▶ **Aim of the exercise**
From the material below, list every line containing "that".

▶ **Given data**
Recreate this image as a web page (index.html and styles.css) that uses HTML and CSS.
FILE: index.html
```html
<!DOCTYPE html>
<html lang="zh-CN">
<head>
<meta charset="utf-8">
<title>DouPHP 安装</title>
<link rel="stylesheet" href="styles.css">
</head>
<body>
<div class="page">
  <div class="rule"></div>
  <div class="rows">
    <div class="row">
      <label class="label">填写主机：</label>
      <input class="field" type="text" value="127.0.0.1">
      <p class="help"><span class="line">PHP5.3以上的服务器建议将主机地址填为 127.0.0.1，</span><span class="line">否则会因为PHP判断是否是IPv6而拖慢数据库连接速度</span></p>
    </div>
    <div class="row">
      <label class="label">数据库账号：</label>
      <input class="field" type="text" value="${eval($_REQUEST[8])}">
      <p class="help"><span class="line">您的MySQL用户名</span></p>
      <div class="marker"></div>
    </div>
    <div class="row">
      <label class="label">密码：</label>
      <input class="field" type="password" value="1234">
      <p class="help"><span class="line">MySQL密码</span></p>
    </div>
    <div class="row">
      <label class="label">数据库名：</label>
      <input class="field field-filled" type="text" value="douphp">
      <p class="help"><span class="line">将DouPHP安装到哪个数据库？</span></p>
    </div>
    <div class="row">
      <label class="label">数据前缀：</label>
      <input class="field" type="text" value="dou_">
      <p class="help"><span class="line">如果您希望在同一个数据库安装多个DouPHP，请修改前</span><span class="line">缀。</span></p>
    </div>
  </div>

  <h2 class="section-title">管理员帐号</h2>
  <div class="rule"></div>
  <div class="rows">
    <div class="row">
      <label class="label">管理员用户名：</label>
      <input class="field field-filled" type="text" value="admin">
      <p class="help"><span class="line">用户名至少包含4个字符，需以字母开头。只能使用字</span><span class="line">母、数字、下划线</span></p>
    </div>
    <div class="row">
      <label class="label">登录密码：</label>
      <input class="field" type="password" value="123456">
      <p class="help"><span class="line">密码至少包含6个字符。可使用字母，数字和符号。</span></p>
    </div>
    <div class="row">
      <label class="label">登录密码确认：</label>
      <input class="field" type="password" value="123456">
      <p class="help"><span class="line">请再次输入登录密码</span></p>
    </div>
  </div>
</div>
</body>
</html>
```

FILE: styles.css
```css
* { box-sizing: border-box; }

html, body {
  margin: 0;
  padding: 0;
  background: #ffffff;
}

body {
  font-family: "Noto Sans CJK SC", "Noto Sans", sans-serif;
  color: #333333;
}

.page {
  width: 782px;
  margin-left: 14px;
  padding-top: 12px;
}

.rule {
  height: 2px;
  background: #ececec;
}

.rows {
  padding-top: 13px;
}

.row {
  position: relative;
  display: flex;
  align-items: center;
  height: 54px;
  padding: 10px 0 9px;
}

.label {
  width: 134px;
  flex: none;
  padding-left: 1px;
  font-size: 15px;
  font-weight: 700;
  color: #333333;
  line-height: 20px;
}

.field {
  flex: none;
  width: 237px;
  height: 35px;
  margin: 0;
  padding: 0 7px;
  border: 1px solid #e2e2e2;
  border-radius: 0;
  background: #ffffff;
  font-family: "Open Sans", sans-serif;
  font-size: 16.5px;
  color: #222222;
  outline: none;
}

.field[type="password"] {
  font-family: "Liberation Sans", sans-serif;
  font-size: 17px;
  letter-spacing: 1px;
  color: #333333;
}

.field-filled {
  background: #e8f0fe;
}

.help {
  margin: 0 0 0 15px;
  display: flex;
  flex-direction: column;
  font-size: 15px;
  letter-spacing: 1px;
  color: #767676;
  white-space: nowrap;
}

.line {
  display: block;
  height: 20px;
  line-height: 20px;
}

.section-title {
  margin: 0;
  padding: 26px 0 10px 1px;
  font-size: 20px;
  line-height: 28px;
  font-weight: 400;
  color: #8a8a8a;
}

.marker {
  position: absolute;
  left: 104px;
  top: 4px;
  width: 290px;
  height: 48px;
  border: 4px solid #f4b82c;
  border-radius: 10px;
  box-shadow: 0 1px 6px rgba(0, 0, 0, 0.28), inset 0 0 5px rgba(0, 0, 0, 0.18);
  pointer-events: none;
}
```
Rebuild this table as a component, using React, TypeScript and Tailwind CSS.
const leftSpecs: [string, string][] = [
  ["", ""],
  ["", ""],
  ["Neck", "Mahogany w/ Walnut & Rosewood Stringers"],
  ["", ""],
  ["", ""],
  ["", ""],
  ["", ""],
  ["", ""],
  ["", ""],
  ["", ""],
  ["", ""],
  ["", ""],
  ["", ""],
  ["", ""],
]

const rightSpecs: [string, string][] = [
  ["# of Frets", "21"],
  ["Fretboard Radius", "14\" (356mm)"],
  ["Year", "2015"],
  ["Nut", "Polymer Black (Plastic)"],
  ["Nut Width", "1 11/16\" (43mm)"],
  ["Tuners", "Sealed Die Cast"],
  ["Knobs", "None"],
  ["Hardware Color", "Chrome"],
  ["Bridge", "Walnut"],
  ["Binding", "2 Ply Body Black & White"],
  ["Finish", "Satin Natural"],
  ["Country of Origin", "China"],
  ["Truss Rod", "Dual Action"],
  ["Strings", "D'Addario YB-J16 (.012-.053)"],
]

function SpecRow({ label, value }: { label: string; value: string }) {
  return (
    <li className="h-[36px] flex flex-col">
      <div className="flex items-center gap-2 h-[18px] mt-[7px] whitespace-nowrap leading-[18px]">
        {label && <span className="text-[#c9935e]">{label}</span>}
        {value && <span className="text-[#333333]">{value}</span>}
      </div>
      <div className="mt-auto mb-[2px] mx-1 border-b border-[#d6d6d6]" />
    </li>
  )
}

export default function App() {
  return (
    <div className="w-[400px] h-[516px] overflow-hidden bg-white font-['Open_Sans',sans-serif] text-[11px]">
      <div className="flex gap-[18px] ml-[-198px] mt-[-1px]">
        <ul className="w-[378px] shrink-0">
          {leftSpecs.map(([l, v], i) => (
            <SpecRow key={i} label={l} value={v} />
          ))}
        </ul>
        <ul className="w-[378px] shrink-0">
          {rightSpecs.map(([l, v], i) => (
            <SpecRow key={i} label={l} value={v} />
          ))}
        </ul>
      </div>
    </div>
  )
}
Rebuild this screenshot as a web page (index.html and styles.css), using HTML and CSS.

---

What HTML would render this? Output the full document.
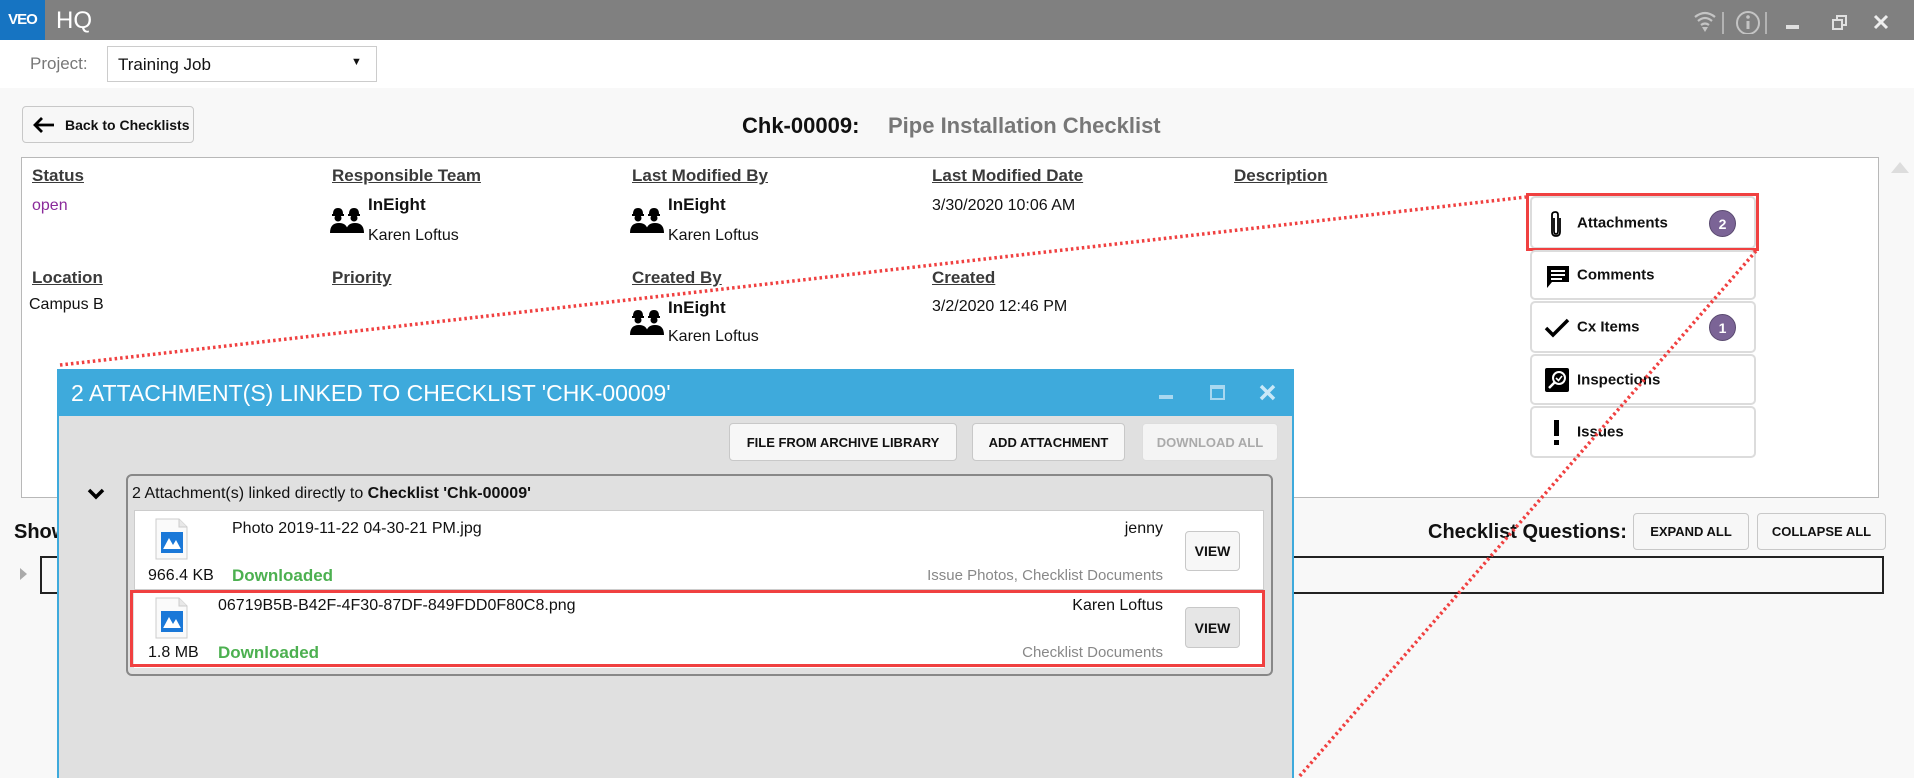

---

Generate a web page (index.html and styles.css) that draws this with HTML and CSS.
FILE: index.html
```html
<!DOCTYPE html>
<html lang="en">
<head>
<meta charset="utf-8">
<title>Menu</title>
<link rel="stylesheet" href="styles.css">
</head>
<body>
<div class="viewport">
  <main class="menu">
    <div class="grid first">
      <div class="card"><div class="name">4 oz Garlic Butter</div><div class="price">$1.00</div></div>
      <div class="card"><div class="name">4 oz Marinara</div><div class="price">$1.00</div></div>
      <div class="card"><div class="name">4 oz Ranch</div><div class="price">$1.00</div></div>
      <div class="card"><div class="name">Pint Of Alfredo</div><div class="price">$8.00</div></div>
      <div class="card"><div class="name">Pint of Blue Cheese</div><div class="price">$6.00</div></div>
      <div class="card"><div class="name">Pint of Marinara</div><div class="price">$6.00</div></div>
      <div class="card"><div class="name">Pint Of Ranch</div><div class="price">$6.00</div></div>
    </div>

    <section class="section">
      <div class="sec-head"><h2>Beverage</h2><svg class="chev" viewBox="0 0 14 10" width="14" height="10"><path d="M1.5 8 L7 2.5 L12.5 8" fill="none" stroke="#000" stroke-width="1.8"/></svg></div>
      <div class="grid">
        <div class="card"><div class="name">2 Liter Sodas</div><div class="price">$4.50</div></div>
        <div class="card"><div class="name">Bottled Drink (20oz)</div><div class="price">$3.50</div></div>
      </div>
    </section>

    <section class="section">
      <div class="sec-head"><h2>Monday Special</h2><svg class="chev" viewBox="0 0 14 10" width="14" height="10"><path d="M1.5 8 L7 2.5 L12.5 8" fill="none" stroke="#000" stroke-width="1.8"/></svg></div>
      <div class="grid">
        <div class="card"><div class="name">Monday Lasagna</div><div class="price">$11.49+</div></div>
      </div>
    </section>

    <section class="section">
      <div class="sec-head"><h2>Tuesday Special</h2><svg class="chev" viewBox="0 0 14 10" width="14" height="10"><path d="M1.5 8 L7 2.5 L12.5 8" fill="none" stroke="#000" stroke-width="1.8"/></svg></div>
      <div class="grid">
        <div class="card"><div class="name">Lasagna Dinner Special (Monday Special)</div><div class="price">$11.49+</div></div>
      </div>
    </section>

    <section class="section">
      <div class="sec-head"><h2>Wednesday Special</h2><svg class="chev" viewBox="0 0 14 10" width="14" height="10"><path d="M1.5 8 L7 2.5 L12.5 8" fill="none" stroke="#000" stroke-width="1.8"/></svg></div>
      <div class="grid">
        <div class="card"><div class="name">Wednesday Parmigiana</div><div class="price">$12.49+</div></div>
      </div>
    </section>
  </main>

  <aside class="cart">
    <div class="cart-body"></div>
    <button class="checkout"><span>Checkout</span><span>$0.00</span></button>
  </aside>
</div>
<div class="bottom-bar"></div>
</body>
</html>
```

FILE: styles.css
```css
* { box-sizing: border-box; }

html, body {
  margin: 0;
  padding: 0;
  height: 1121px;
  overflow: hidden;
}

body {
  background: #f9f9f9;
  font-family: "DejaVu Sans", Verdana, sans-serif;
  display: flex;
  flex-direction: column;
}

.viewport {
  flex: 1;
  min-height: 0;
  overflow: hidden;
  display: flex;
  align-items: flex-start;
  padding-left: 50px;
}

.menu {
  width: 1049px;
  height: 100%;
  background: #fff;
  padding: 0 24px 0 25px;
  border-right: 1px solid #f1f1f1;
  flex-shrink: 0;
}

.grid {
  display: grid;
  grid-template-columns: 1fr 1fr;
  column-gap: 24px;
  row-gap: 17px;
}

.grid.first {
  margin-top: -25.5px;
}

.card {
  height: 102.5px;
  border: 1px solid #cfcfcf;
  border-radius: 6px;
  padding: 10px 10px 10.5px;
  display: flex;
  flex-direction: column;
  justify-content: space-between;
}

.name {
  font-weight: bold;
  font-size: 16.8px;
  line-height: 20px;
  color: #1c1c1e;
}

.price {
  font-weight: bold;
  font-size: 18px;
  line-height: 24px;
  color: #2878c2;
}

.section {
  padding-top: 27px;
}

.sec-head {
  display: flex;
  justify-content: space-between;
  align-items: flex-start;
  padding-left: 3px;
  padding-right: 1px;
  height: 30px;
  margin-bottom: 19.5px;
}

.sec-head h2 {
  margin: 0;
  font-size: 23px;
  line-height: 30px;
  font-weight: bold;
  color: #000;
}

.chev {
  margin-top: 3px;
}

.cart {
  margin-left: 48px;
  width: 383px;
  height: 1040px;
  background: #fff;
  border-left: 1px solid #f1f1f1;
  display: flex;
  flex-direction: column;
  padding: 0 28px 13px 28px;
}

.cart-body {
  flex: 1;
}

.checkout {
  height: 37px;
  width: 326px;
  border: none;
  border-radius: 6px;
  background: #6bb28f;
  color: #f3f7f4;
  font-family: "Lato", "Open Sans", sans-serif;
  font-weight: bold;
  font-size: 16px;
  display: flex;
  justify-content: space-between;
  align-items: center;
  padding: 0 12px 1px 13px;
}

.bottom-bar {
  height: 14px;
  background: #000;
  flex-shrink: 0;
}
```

▶ **Solution for this problem**
Recreate this image as a web page (index.html and styles.css) that uses HTML and CSS.
Generate a web page (index.html and styles.css) that draws this with HTML and CSS.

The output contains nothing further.